1 in 5 Canadians are hoping for a significant fall in home prices: Angus Reid study
TORONTO -- The head of Canadian Imperial Bank of Commerce says policy-makers should dramatically increase the country's housing supply, as sales and prices soar to record levels in cities including Toronto and Vancouver.
CIBC chief executive Victor Dodig said heated housing conditions could be alleviated with more urban and suburban density, along with transit infrastructure and policies freeing up non-environmentally protected lands in newer towns.
"There's not enough supply and in the end, you can regulate, regulate, regulate or you can look at opening up the market to more housing supply and I think that is the real long-term solution," Dodig said in an interview.
His remarks made ahead of the bank's annual meeting Thursday -- the second to be held virtually because of the COVID-19 pandemic -- come against the backdrop of several heated real estate markets that have spurred suggestions of a housing bubble among realtors and economists.
The Toronto Regional Real Estate Board said on Tuesday that the average home price in the market surpassed $1 million in March and sales volume during the month doubled from last year.
In B.C., the Real Estate Board of Greater Vancouver said the benchmark price for all residential properties in its metro area hit $1,123,300 in March, and the number of sales across the region were up by more than 53 per cent from February and 126 per cent from March 2020.
The hot real estate market comes even as the pandemic forces governments to reinstate restrictions on gatherings meant to limit the spread of the disease.
Despite a significant uptick in COVID-19 cases and Dodig predicting "the path out of the pandemic will not be a straight line," he said during the annual meeting that he has "every reason for cautious optimism."

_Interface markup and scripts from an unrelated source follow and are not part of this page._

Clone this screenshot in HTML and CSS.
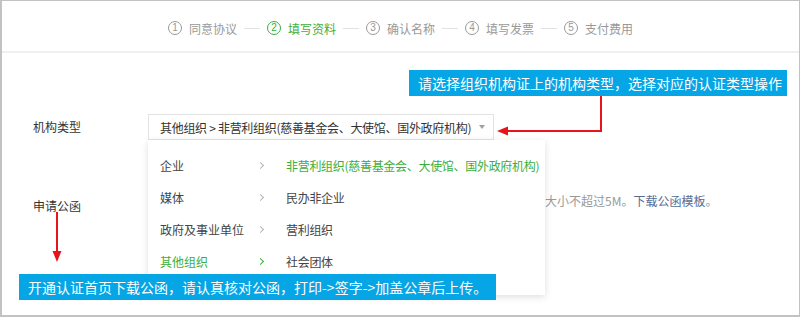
FILE: index.html
```html
<!DOCTYPE html>
<html lang="zh-CN">
<head>
    <meta charset="UTF-8">
    <meta name="viewport" content="width=device-width, initial-scale=1.0">
    <title>认证 - 填写资料</title>
    <link rel="stylesheet" href="styles.css">
</head>
<body>
    <div class="frame">
        <div class="steps">
            <div class="step"><span class="num">1</span>同意协议</div>
            <span class="step-line"></span>
            <div class="step active"><span class="num">2</span>填写资料</div>
            <span class="step-line"></span>
            <div class="step"><span class="num">3</span>确认名称</div>
            <span class="step-line"></span>
            <div class="step"><span class="num">4</span>填写发票</div>
            <span class="step-line"></span>
            <div class="step"><span class="num">5</span>支付费用</div>
        </div>

        <div class="form">
            <div class="form-row">
                <label class="form-label">机构类型</label>
                <div class="select">
                    <span class="select-value">其他组织 &gt; 非营利组织(慈善基金会、大使馆、国外政府机构)</span>
                    <i class="caret"></i>
                    <div class="dropdown">
                        <ul class="menu">
                            <li>企业<i class="chev"></i></li>
                            <li>媒体<i class="chev"></i></li>
                            <li>政府及事业单位<i class="chev"></i></li>
                            <li class="active">其他组织<i class="chev"></i></li>
                        </ul>
                        <ul class="menu sub">
                            <li class="active">非营利组织(慈善基金会、大使馆、国外政府机构)</li>
                            <li>民办非企业</li>
                            <li>营利组织</li>
                            <li>社会团体</li>
                        </ul>
                    </div>
                </div>
            </div>
            <div class="form-row upload-row">
                <label class="form-label">申请公函</label>
                <p class="hint">大小不超过5M。<a href="#">下载公函模板</a>。</p>
            </div>
        </div>

        <div class="tip tip-top">请选择组织机构证上的机构类型，选择对应的认证类型操作</div>
        <div class="tip tip-bottom">开通认证首页下载公函，请认真核对公函，打印-&gt;签字-&gt;加盖公章后上传。</div>

        <!-- 标注箭头 -->
        <svg class="arrows" width="800" height="317" viewBox="0 0 800 317">
            <path d="M601 96 V131 H505" fill="none" stroke="#e8141c" stroke-width="2"/>
            <polygon points="497,131 508,126.5 508,135.5" fill="#e8141c"/>
            <path d="M57 212 V253" fill="none" stroke="#e8141c" stroke-width="2"/>
            <polygon points="57,262 52.5,251 61.5,251" fill="#e8141c"/>
        </svg>
    </div>
</body>
</html>
```

FILE: styles.css
```css
body {
    margin: 0;
    font-family: "Noto Sans CJK SC", "Liberation Sans", sans-serif;
    font-size: 12px;
    color: #333;
    background: #fff;
}

.frame {
    position: relative;
    width: 800px;
    height: 317px;
    box-sizing: border-box;
    border-style: solid;
    border-color: #c2c2c2;
    border-width: 1px 1px 2px 2px;
    background: #fff;
    overflow: hidden;
}

/* 步骤条 */
.steps {
    height: 52px;
    box-sizing: border-box;
    padding-top: 4px;
    border-bottom: 2px solid #edf0f0;
    display: flex;
    align-items: center;
    justify-content: center;
    color: #999;
}

.step {
    display: flex;
    align-items: center;
    gap: 7px;
}

.step .num {
    width: 12px;
    height: 12px;
    border: 1px solid #999;
    border-radius: 50%;
    font-size: 10px;
    line-height: 12px;
    text-align: center;
    font-family: "Liberation Sans", sans-serif;
}

.step.active {
    color: #3cae3c;
}

.step.active .num {
    border-color: #3cae3c;
}

.step-line {
    width: 16px;
    height: 1px;
    margin: 0 7px;
    background: #e2e2e2;
}

/* 表单 */
.form {
    padding: 61px 0 0 31px;
}

.form-row {
    display: flex;
    align-items: center;
}

.form-label {
    width: 115px;
    flex-shrink: 0;
    line-height: 18px;
}

.select {
    position: relative;
    width: 346px;
    height: 26px;
    box-sizing: border-box;
    border: 1px solid #e3e3e3;
    padding: 0 8px 0 11px;
    display: flex;
    align-items: center;
    justify-content: space-between;
}

.select-value {
    white-space: nowrap;
    letter-spacing: -0.3px;
}

.caret {
    flex-shrink: 0;
    width: 0;
    height: 0;
    border-left: 3px solid transparent;
    border-right: 3px solid transparent;
    border-top: 4px solid #a0a0a0;
}

.dropdown {
    position: absolute;
    top: 25px;
    left: -1px;
    width: 397px;
    height: 155px;
    box-sizing: border-box;
    padding-top: 9px;
    background: #fff;
    box-shadow: 0 2px 7px rgba(0, 0, 0, 0.13);
    display: flex;
    z-index: 2;
}

.menu {
    list-style: none;
    margin: 0;
    padding: 0;
}

.menu li {
    height: 32px;
    display: flex;
    align-items: center;
    color: #444;
    white-space: nowrap;
}

.menu li.active {
    color: #3cae3c;
}

.menu:first-child {
    width: 138px;
    flex-shrink: 0;
}

.menu:first-child li {
    padding: 0 23px 0 12px;
    justify-content: space-between;
}

.sub li {
    letter-spacing: -0.3px;
}

.chev {
    width: 4px;
    height: 4px;
    border-top: 1px solid #b5b5b5;
    border-right: 1px solid #b5b5b5;
    transform: rotate(45deg);
}

.menu li.active .chev {
    border-color: #3cae3c;
}

.upload-row {
    margin-top: 52px;
    align-items: flex-start;
}

.upload-row .form-label {
    padding-top: 5px;
}

/* 左侧被下拉框遮住 */
.hint {
    margin: 0 0 0 397px;
    line-height: 18px;
    color: #999;
    white-space: nowrap;
}

.hint a {
    color: #576b95;
    text-decoration: none;
}

/* 标注说明 */
.tip {
    position: absolute;
    height: 26px;
    line-height: 26px;
    background: #05a5e6;
    color: #fff;
    font-size: 14px;
    white-space: nowrap;
    z-index: 3;
}

.tip-top {
    left: 407px;
    top: 69px;
    padding: 0 5px 0 9px;
}

.tip-bottom {
    left: 17px;
    top: 273px;
    padding: 0 9px;
}

.arrows {
    position: absolute;
    left: -2px;
    top: -1px;
    pointer-events: none;
    z-index: 4;
}
```
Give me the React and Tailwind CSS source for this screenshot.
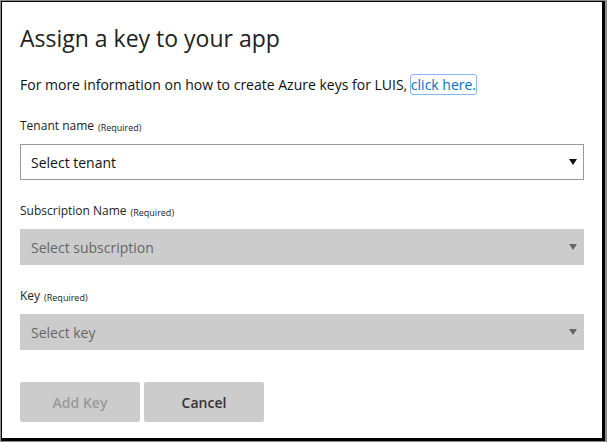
import React from "react";

function Arrow({ color }) {
  return (
    <svg width="8" height="6" viewBox="0 0 8 6" className="shrink-0">
      <path d="M0 0 L8 0 L4 6 Z" fill={color} />
    </svg>
  );
}

function Label({ text }) {
  return (
    <div className="h-[18px] flex items-end text-[12px] leading-none text-[#222]">
      <span>{text}</span>
      <span className="ml-[4px] text-[9px]">(Required)</span>
    </div>
  );
}

export default function App() {
  return (
    <div
      className="w-[607px] h-[442px] bg-[#8c8c8c] pl-[1px] pt-[1px]"
      style={{ fontFamily: '"Open Sans", "Noto Sans", sans-serif' }}
    >
      <div className="w-[604px] h-[440px] bg-white border-l border-t border-black border-r-[3px] border-b-[3px] pl-[18px] pr-[18px] pt-[21px]">
        <h1 className="text-[23px] leading-[30px] text-[#222]">Assign a key to your app</h1>
        <p className="mt-[20px] text-[14px] leading-[24px] text-[#111]">
          For more information on how to create Azure keys for LUIS,{" "}
          <a className="text-[#0072c6] outline outline-1 outline-[#8ab4f8] rounded-[2px]">click here.</a>
        </p>
        <div className="mt-[17px]">
          <Label text="Tenant name" />
        </div>
        <div className="mt-[12px] h-[36px] border border-[#999] flex items-center justify-between pl-[10px] pr-[6px] text-[14px] text-[#111]">
          <span>Select tenant</span>
          <Arrow color="#111" />
        </div>
        <div className="mt-[19px]">
          <Label text="Subscription Name" />
        </div>
        <div className="mt-[12px] h-[36px] bg-[#cccccc] flex items-center justify-between pl-[11px] pr-[7px] text-[14px] text-[#666]">
          <span>Select subscription</span>
          <Arrow color="#666" />
        </div>
        <div className="mt-[19px]">
          <Label text="Key" />
        </div>
        <div className="mt-[12px] h-[36px] bg-[#cccccc] flex items-center justify-between pl-[11px] pr-[7px] text-[14px] text-[#666]">
          <span>Select key</span>
          <Arrow color="#666" />
        </div>
        <div className="mt-[32px] flex gap-[4px]">
          <button className="w-[120px] h-[40px] bg-[#cccccc] rounded-[2px] text-[14px] font-semibold text-[#999]">Add Key</button>
          <button className="w-[120px] h-[40px] bg-[#cccccc] rounded-[2px] text-[14px] font-semibold text-[#333]">Cancel</button>
        </div>
      </div>
    </div>
  );
}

CIBC predicts GDP growth will amount to roughly 5.5 per cent in Canada and six per cent in the U.S. this year.
Dodig foresees households spending more of their income and some of the extra money they saved up over the last year, if the virus is better controlled.
He said this will help businesses, especially those who have been temporary shut down, recover lost ground.
However, he warned that "we must be mindful of what we could face beyond the initial rebound" because "it's not enough to just bounce back."
"In the long run, higher spending may prompt inflation that could make debt more expensive to carry when compared to historically low rates today," he said.
"That could make the challenge of managing higher pandemic-induced debt loads that much greater for governments, corporations and consumers alike."
Questions about the future of work and the bank's office footprint are also front-of-mind.
The bank recently entered the final phase of construction on the first of two office towers in downtown Toronto to be known as CIBC Square.
Plans for the towers were made well before CIBC ordered many staff to work from home during the pandemic.
The company said earlier this week in a blog post that the majority of staff will continue working off-site until at least September, but that "the future of how and where we work will blend the best of both on-site and remote work" for many workers after the pandemic cools down.
"Nobody can put a finger on it precisely, but everyone's recognizing that there's a remote element to work that we're all getting increasingly comfortable with," Dodig said in an interview.
"For some, it will be more perpetually remote, depending on your job. For others it will be not remote at all, but the vast majority of us will be somewhere in between."
Dodig also thanked retiring board chair John Manley for his service and welcomed Kate Stevenson as his replacement.